— START OF Dataset —

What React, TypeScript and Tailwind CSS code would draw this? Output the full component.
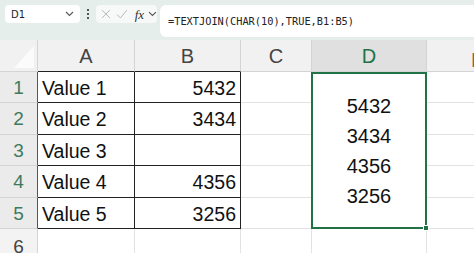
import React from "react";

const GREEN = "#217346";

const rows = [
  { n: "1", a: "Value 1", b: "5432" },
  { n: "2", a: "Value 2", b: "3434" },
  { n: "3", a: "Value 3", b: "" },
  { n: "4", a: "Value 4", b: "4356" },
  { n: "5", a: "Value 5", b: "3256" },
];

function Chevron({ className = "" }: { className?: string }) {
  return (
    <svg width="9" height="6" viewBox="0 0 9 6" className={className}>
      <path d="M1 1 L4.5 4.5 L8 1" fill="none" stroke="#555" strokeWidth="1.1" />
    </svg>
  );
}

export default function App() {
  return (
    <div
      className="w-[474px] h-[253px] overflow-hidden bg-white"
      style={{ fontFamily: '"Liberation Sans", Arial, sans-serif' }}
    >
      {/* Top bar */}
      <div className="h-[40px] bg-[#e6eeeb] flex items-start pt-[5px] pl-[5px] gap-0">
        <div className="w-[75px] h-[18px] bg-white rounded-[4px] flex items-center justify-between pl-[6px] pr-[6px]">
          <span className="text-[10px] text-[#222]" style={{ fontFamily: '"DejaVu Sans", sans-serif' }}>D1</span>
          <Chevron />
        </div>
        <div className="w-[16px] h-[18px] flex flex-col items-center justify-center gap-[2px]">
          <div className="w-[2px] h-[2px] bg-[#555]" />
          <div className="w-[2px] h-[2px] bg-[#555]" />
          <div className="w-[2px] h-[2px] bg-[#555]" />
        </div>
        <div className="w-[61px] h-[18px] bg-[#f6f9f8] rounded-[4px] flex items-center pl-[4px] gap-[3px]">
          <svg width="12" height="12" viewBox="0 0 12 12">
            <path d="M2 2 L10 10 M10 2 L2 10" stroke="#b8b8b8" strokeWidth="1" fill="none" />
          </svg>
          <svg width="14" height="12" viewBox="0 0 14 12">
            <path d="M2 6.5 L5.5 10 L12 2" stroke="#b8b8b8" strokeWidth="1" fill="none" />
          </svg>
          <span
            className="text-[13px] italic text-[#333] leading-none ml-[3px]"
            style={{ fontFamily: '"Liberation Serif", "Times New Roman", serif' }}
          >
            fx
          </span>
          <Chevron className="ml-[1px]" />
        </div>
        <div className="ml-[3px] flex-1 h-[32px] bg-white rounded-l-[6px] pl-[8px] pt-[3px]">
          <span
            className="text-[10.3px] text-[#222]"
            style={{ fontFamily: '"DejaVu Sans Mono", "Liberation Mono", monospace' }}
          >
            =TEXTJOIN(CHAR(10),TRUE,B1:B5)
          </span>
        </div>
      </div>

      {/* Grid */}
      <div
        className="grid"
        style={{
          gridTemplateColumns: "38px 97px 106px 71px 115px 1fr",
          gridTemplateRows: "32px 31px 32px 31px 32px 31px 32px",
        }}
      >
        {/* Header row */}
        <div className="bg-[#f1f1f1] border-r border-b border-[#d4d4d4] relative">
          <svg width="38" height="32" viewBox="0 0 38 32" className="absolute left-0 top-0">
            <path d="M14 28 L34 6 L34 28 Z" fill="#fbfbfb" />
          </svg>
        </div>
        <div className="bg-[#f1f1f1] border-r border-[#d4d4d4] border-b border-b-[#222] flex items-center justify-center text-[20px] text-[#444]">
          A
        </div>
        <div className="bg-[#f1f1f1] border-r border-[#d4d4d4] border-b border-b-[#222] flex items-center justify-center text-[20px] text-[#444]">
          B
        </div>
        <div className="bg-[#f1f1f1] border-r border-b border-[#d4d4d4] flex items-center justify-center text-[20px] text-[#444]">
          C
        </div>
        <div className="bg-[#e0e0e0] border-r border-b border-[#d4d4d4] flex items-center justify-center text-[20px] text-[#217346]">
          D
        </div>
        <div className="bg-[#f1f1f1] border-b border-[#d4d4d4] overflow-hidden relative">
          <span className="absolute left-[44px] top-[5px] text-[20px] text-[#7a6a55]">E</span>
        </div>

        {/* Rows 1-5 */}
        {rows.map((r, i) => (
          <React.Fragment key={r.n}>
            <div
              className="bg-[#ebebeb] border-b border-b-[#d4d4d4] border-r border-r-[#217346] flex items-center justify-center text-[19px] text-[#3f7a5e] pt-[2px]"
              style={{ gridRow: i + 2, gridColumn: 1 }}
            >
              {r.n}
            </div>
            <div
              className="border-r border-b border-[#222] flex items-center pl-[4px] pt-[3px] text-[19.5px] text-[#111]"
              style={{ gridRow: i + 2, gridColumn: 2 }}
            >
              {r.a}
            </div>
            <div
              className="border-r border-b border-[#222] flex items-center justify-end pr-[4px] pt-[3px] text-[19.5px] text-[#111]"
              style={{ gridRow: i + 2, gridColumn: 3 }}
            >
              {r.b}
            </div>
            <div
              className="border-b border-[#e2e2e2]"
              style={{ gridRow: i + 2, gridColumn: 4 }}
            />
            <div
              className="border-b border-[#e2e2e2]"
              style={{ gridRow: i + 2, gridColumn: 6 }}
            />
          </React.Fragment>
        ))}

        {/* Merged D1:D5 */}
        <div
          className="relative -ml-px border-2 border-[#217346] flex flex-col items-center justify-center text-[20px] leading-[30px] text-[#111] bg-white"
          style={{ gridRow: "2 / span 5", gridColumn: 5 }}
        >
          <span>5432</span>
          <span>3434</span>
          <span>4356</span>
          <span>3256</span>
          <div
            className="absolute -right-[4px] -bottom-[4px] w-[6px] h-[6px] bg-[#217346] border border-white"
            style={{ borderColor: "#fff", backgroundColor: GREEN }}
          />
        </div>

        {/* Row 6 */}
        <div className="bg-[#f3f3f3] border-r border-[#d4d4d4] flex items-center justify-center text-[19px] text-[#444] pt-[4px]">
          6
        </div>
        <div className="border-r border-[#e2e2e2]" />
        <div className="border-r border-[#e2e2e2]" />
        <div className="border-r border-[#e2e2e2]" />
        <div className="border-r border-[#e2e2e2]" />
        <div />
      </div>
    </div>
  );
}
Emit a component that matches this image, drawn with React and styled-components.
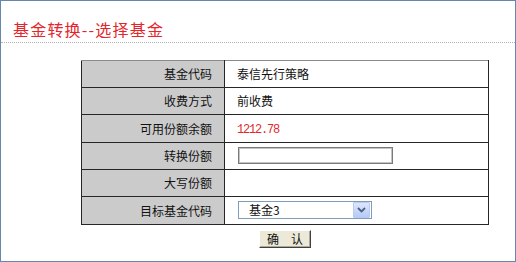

— END OF Dataset —
— START OF Dataset —

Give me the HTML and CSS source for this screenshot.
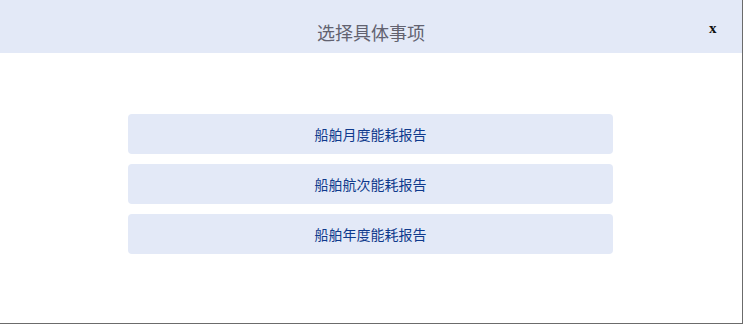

— END OF Dataset —

Aim of the exercise
Which lines contain the word "this"? Copy each of them.

Exercise result
What React, TypeScript and Tailwind CSS code would draw this? Output the full component.
Emit a component that matches this image, drawn with React and styled-components.
Give me the HTML and CSS source for this screenshot.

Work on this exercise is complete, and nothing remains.